Safety and Controls Are Not Optional
When heat and agitation are combined, the hazard profile changes. You are dealing with pressure, temperature, rotating machinery, and often flammable or reactive materials. That means proper interlocks, overtemperature protection, and safe startup logic are essential.
Operators should never be expected to “watch it closely” as a substitute for controls. Good systems use alarms, permissives, and fail-safe shutdown behavior. A mixer with heater should also account for empty-vessel protection, low-flow protection on utility circuits where applicable, and emergency stop functionality that is actually tested.

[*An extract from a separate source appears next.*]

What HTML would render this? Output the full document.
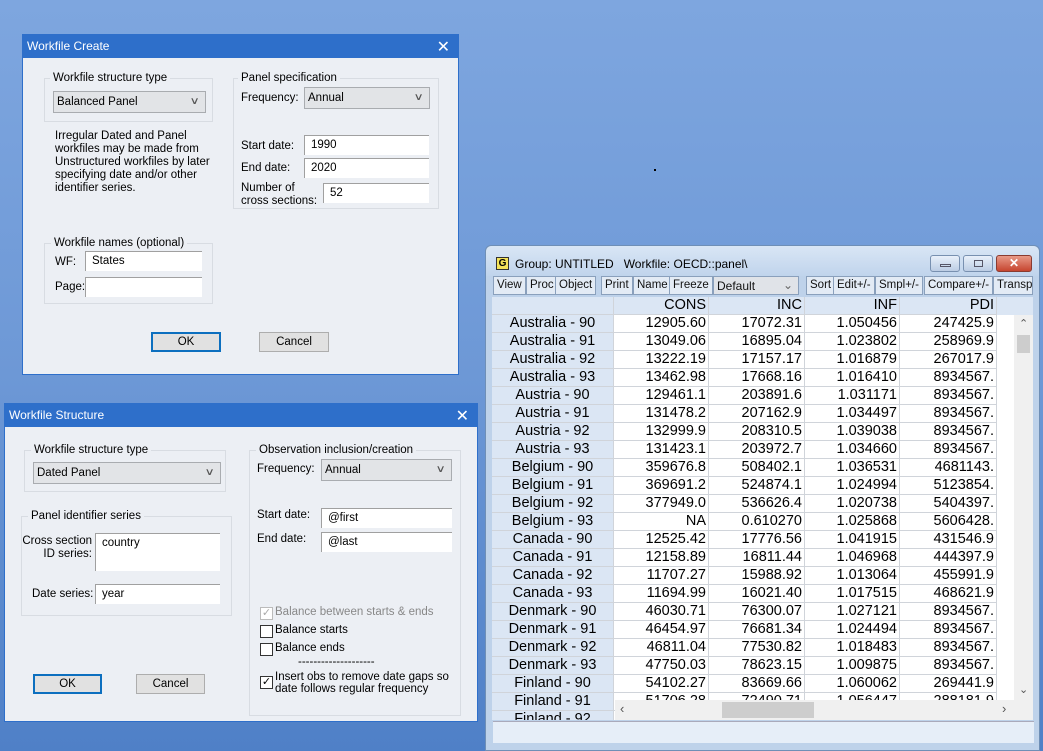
<!DOCTYPE html>
<html><head><meta charset="utf-8"><style>
*{box-sizing:border-box;margin:0;padding:0}
body{width:1043px;height:751px;overflow:hidden;position:relative;font-family:"Liberation Sans",sans-serif;font-size:11.5px;color:#000;
background:linear-gradient(180deg,#7ea6df 0%,#6d98d6 50%,#4f80c7 100%)}
.a{position:absolute;white-space:nowrap}
.dlg{position:absolute;background:#eceff4;border:1px solid #2e6fca}
.tb{position:absolute;left:0;top:0;right:0;height:23px;background:#2e6fca;color:#fff;font-size:12px;padding:4px 0 0 4px}
.x{position:absolute;right:8px;top:2px;color:#fff;font-size:16px}
.gb{position:absolute;border:1px solid #d8dce2}
.gl{position:absolute;background:#eceff4;padding:0 3px;top:-7px;left:6px;white-space:nowrap}
.cb{position:absolute;background:#e2e4e7;border:1px solid #a9acb0;height:22px;padding:4px 0 0 3px}
.cb:after{content:"\2228";position:absolute;right:7px;top:4px;color:#555;font-size:10px;transform:scaleX(1.4)}
.ed{position:absolute;background:#fff;border-top:1px solid #a0a0a0;border-left:1px solid #a0a0a0;height:20px;padding:3px 0 0 6px}
.bt{position:absolute;background:#e1e1e1;border:1px solid #adadad;height:20px;text-align:center;padding-top:3px;font-size:11.5px}
.bt.d{border:2px solid #0c6fbf;padding-top:2px}
.ck{position:absolute;width:13px;height:13px;border:1px solid #333;background:#fff}
.win{position:absolute;left:485px;top:245px;width:555px;height:506px;background:#bed2ea;border:1px solid #6f8fb6;border-radius:6px 6px 0 0}
.grid{position:absolute;left:492px;top:297px;width:541px;height:423px;background:#fff;overflow:hidden;font-size:14.5px}
.r{position:absolute;left:0;height:18px;width:541px;line-height:17px}
.r div{position:absolute;top:0;height:18px;border-right:1px solid #d0d4da;border-bottom:1px solid #d0d4da;text-align:right;padding-right:2px}
.r .l{left:0;width:122px;background:#dbe6f4;text-align:center;padding:0}
.r .c1{left:122px;width:95px}.r .c2{left:217px;width:96px}.r .c3{left:313px;width:95px}.r .c4{left:408px;width:97px}
.tbtn{position:absolute;top:276px;height:19px;border:1px solid #8aa0bc;background:#e3ebf5;font-size:11.5px;padding:2px 3px 0;color:#111;white-space:nowrap}
</style></head><body>
<div class="a" style="left:654px;top:169px;width:2px;height:2px;background:#000"></div>

<!-- Workfile Create -->
<div class="dlg" style="left:22px;top:34px;width:437px;height:341px">
<div class="tb">Workfile Create<span class="x">✕</span></div>
<div class="gb" style="left:21px;top:43px;width:169px;height:44px"><span class="gl" style="left:5px">Workfile structure type</span></div>
<div class="cb" style="left:30px;top:56px;width:153px">Balanced Panel</div>
<div class="a" style="left:32px;top:95px;line-height:13px">Irregular Dated and Panel<br>workfiles may be made from<br>Unstructured workfiles by later<br>specifying date and/or other<br>identifier series.</div>
<div class="gb" style="left:210px;top:43px;width:206px;height:131px"><span class="gl" style="left:4px">Panel specification</span></div>
<div class="a" style="left:218px;top:57px">Frequency:</div>
<div class="cb" style="left:281px;top:52px;width:126px">Annual</div>
<div class="a" style="left:218px;top:105px">Start date:</div>
<div class="ed" style="left:281px;top:100px;width:125px">1990</div>
<div class="a" style="left:218px;top:127px">End date:</div>
<div class="ed" style="left:281px;top:123px;width:125px">2020</div>
<div class="a" style="left:218px;top:147px;line-height:13px">Number of<br>cross sections:</div>
<div class="ed" style="left:300px;top:148px;width:106px">52</div>
<div class="gb" style="left:21px;top:208px;width:169px;height:61px"><span class="gl">Workfile names (optional)</span></div>
<div class="a" style="left:32px;top:221px">WF:</div>
<div class="ed" style="left:62px;top:216px;width:117px">States</div>
<div class="a" style="left:32px;top:246px">Page:</div>
<div class="ed" style="left:62px;top:242px;width:117px"></div>
<div class="bt d" style="left:128px;top:297px;width:70px">OK</div>
<div class="bt" style="left:236px;top:297px;width:70px">Cancel</div>
</div>

<!-- Workfile Structure -->
<div class="dlg" style="left:4px;top:403px;width:474px;height:319px">
<div class="tb">Workfile Structure<span class="x">✕</span></div>
<div class="gb" style="left:19px;top:46px;width:202px;height:42px"><span class="gl">Workfile structure type</span></div>
<div class="cb" style="left:28px;top:58px;width:188px">Dated Panel</div>
<div class="gb" style="left:16px;top:112px;width:211px;height:100px"><span class="gl">Panel identifier series</span></div>
<div class="a" style="left:14px;top:131px;text-align:right;width:73px;line-height:13px">Cross section<br>ID series:</div>
<div class="ed" style="left:90px;top:129px;width:125px;height:38px">country</div>
<div class="a" style="left:27px;top:184px">Date series:</div>
<div class="ed" style="left:90px;top:180px;width:125px">year</div>
<div class="gb" style="left:244px;top:46px;width:212px;height:266px"><span class="gl">Observation inclusion/creation</span></div>
<div class="a" style="left:252px;top:59px">Frequency:</div>
<div class="cb" style="left:316px;top:55px;width:131px">Annual</div>
<div class="a" style="left:252px;top:105px">Start date:</div>
<div class="ed" style="left:316px;top:104px;width:131px">@first</div>
<div class="a" style="left:252px;top:129px">End date:</div>
<div class="ed" style="left:316px;top:128px;width:131px">@last</div>
<div class="ck" style="left:255px;top:203px;border-color:#bbb;color:#aaa;font-size:11px;line-height:11px;text-align:center">✓</div>
<div class="a" style="left:270px;top:202px;color:#888">Balance between starts &amp; ends</div>
<div class="ck" style="left:255px;top:221px"></div>
<div class="a" style="left:270px;top:220px">Balance starts</div>
<div class="ck" style="left:255px;top:239px"></div>
<div class="a" style="left:270px;top:238px">Balance ends</div>
<div class="a" style="left:293px;top:252px">--------------------</div>
<div class="ck" style="left:255px;top:272px;font-size:11px;line-height:11px;text-align:center">✓</div>
<div class="a" style="left:270px;top:267px;line-height:12px">Insert obs to remove date gaps so<br>date follows regular frequency</div>
<div class="bt d" style="left:28px;top:270px;width:69px">OK</div>
<div class="bt" style="left:131px;top:270px;width:69px">Cancel</div>
</div>

<!-- Data window -->
<div class="win">
<div class="a" style="left:0;top:0;right:0;height:30px;border-radius:6px 6px 0 0;background:linear-gradient(#d9e6f5,#c0d4ec)"></div>
<div class="a" style="left:10px;top:11px;width:13px;height:13px;background:#f4e35a;border:1px solid #333;font-size:10px;font-weight:bold;text-align:center;line-height:11px">G</div>
<div class="a" style="left:29px;top:11px;font-size:12px">Group: UNTITLED &nbsp; Workfile: OECD::panel\</div>
<div class="a" style="left:444px;top:9px;width:30px;height:17px;border:1px solid #7890b0;border-radius:3px;background:linear-gradient(#e8f0fa,#bccde4)"><div class="a" style="left:9px;top:8px;width:11px;height:3px;border:1px solid #556"></div></div>
<div class="a" style="left:477px;top:9px;width:30px;height:17px;border:1px solid #7890b0;border-radius:3px;background:linear-gradient(#e8f0fa,#bccde4)"><div class="a" style="left:10px;top:4px;width:9px;height:7px;border:1px solid #556"></div></div>
<div class="a" style="left:510px;top:9px;width:36px;height:17px;border:1px solid #8a3b30;border-radius:3px;background:linear-gradient(#e89a88,#c6452f);color:#fff;text-align:center;font-weight:bold;font-size:12px;line-height:15px">✕</div>
<div class="a" style="left:7px;top:475px;width:541px;height:22px;background:#e6eef8;border-top:1px solid #aab"></div>
</div>
<div class="tbtn" style="left:493px">View</div>
<div class="tbtn" style="left:526px">Proc</div>
<div class="tbtn" style="left:555px">Object</div>
<div class="tbtn" style="left:601px">Print</div>
<div class="tbtn" style="left:633px">Name</div>
<div class="tbtn" style="left:669px">Freeze</div>
<div class="tbtn" style="left:713px;width:86px;background:#e0e3e8;font-size:12px">Default<span style="position:absolute;right:5px;top:1px;color:#666">⌄</span></div>
<div class="tbtn" style="left:806px">Sort</div>
<div class="tbtn" style="left:833px">Edit+/-</div>
<div class="tbtn" style="left:875px">Smpl+/-</div>
<div class="tbtn" style="left:924px">Compare+/-</div>
<div class="tbtn" style="left:993px;width:40px">Transp</div>

<div class="grid">
<div class="r" style="top:0;background:#dbe6f4"><div class="l"></div><div class="c1" style="background:#dbe6f4">CONS</div><div class="c2" style="background:#dbe6f4">INC</div><div class="c3" style="background:#dbe6f4">INF</div><div class="c4" style="background:#dbe6f4">PDI</div></div>
<div class="r" style="top:18px"><div class="l">Australia - 90</div><div class="c1">12905.60</div><div class="c2">17072.31</div><div class="c3">1.050456</div><div class="c4">247425.9</div></div>
<div class="r" style="top:36px"><div class="l">Australia - 91</div><div class="c1">13049.06</div><div class="c2">16895.04</div><div class="c3">1.023802</div><div class="c4">258969.9</div></div>
<div class="r" style="top:54px"><div class="l">Australia - 92</div><div class="c1">13222.19</div><div class="c2">17157.17</div><div class="c3">1.016879</div><div class="c4">267017.9</div></div>
<div class="r" style="top:72px"><div class="l">Australia - 93</div><div class="c1">13462.98</div><div class="c2">17668.16</div><div class="c3">1.016410</div><div class="c4">8934567.</div></div>
<div class="r" style="top:90px"><div class="l">Austria - 90</div><div class="c1">129461.1</div><div class="c2">203891.6</div><div class="c3">1.031171</div><div class="c4">8934567.</div></div>
<div class="r" style="top:108px"><div class="l">Austria - 91</div><div class="c1">131478.2</div><div class="c2">207162.9</div><div class="c3">1.034497</div><div class="c4">8934567.</div></div>
<div class="r" style="top:126px"><div class="l">Austria - 92</div><div class="c1">132999.9</div><div class="c2">208310.5</div><div class="c3">1.039038</div><div class="c4">8934567.</div></div>
<div class="r" style="top:144px"><div class="l">Austria - 93</div><div class="c1">131423.1</div><div class="c2">203972.7</div><div class="c3">1.034660</div><div class="c4">8934567.</div></div>
<div class="r" style="top:162px"><div class="l">Belgium - 90</div><div class="c1">359676.8</div><div class="c2">508402.1</div><div class="c3">1.036531</div><div class="c4">4681143.</div></div>
<div class="r" style="top:180px"><div class="l">Belgium - 91</div><div class="c1">369691.2</div><div class="c2">524874.1</div><div class="c3">1.024994</div><div class="c4">5123854.</div></div>
<div class="r" style="top:198px"><div class="l">Belgium - 92</div><div class="c1">377949.0</div><div class="c2">536626.4</div><div class="c3">1.020738</div><div class="c4">5404397.</div></div>
<div class="r" style="top:216px"><div class="l">Belgium - 93</div><div class="c1">NA</div><div class="c2">0.610270</div><div class="c3">1.025868</div><div class="c4">5606428.</div></div>
<div class="r" style="top:234px"><div class="l">Canada - 90</div><div class="c1">12525.42</div><div class="c2">17776.56</div><div class="c3">1.041915</div><div class="c4">431546.9</div></div>
<div class="r" style="top:252px"><div class="l">Canada - 91</div><div class="c1">12158.89</div><div class="c2">16811.44</div><div class="c3">1.046968</div><div class="c4">444397.9</div></div>
<div class="r" style="top:270px"><div class="l">Canada - 92</div><div class="c1">11707.27</div><div class="c2">15988.92</div><div class="c3">1.013064</div><div class="c4">455991.9</div></div>
<div class="r" style="top:288px"><div class="l">Canada - 93</div><div class="c1">11694.99</div><div class="c2">16021.40</div><div class="c3">1.017515</div><div class="c4">468621.9</div></div>
<div class="r" style="top:306px"><div class="l">Denmark - 90</div><div class="c1">46030.71</div><div class="c2">76300.07</div><div class="c3">1.027121</div><div class="c4">8934567.</div></div>
<div class="r" style="top:324px"><div class="l">Denmark - 91</div><div class="c1">46454.97</div><div class="c2">76681.34</div><div class="c3">1.024494</div><div class="c4">8934567.</div></div>
<div class="r" style="top:342px"><div class="l">Denmark - 92</div><div class="c1">46811.04</div><div class="c2">77530.82</div><div class="c3">1.018483</div><div class="c4">8934567.</div></div>
<div class="r" style="top:360px"><div class="l">Denmark - 93</div><div class="c1">47750.03</div><div class="c2">78623.15</div><div class="c3">1.009875</div><div class="c4">8934567.</div></div>
<div class="r" style="top:378px"><div class="l">Finland - 90</div><div class="c1">54102.27</div><div class="c2">83669.66</div><div class="c3">1.060062</div><div class="c4">269441.9</div></div>
<div class="r" style="top:396px"><div class="l">Finland - 91</div><div class="c1">51706.28</div><div class="c2">72490.71</div><div class="c3">1.056447</div><div class="c4">288181.9</div></div>
<div class="r" style="top:414px"><div class="l">Finland - 92</div></div>
<div class="a" style="left:522px;top:18px;width:19px;height:385px;background:#f0f0f0"></div>
<div class="a" style="left:527px;top:20px;font-size:11px;color:#555">⌃</div>
<div class="a" style="left:525px;top:38px;width:13px;height:18px;background:#cdcdcd"></div>
<div class="a" style="left:527px;top:386px;font-size:11px;color:#555">⌄</div>
<div class="a" style="left:123px;top:403px;width:418px;height:20px;background:#f0f0f0"></div>
<div class="a" style="left:128px;top:404px;font-size:13px;color:#555">‹</div>
<div class="a" style="left:230px;top:405px;width:92px;height:16px;background:#cdcdcd"></div>
<div class="a" style="left:510px;top:404px;font-size:13px;color:#555">›</div>
</div>
</body></html>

For general guidance on industrial safety and rotating equipment, the OSHA website is a useful reference. For heat transfer fundamentals, the Engineering ToolBox can be a practical refresher. For process safety and equipment considerations in chemical processing, AIChE publishes useful material as well.

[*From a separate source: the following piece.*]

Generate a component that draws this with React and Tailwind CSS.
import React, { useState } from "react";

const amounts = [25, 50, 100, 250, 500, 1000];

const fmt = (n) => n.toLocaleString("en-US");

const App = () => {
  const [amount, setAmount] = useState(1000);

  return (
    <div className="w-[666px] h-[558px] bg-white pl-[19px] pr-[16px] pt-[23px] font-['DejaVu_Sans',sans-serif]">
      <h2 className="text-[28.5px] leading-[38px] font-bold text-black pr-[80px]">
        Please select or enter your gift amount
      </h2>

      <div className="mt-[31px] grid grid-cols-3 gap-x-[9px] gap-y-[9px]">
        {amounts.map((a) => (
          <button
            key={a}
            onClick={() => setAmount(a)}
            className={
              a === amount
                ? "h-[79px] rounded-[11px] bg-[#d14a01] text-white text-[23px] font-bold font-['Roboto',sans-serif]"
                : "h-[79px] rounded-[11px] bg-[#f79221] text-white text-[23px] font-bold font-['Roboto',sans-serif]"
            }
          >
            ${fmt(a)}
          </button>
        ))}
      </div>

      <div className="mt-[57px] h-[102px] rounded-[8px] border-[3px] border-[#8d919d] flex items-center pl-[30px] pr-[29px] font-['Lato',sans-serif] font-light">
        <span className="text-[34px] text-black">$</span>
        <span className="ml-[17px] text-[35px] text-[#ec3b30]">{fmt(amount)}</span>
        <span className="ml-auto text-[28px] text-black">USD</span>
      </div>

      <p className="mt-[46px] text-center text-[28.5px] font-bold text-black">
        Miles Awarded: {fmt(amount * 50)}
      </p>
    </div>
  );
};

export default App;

When a Mixer with Heater Is the Right Choice
Use one when the product genuinely needs both thermal conditioning and mechanical blending in the same vessel. That includes many adhesive, coating, food, polymer, cosmetic, and specialty chemical processes. It is especially sensible when transfer losses, contamination risk, or temperature decay between units would otherwise create problems.
It is less suitable when the process needs extreme shear, very precise thermal zoning, rapid cleaning between many recipes, or separate heating and mixing steps for validation reasons. In those cases, a dedicated heat exchanger, preheater, or multi-stage process may be the better engineering answer.
Final Thoughts
A mixer with heater is not just a convenience feature. It is a process decision. If selected well, it improves consistency, reduces handling, and makes difficult formulations workable. If selected poorly, it becomes a maintenance burden and a source of hidden quality loss.
The best installations usually come from people who understand the product behavior first and the machinery second. That order matters. It always has.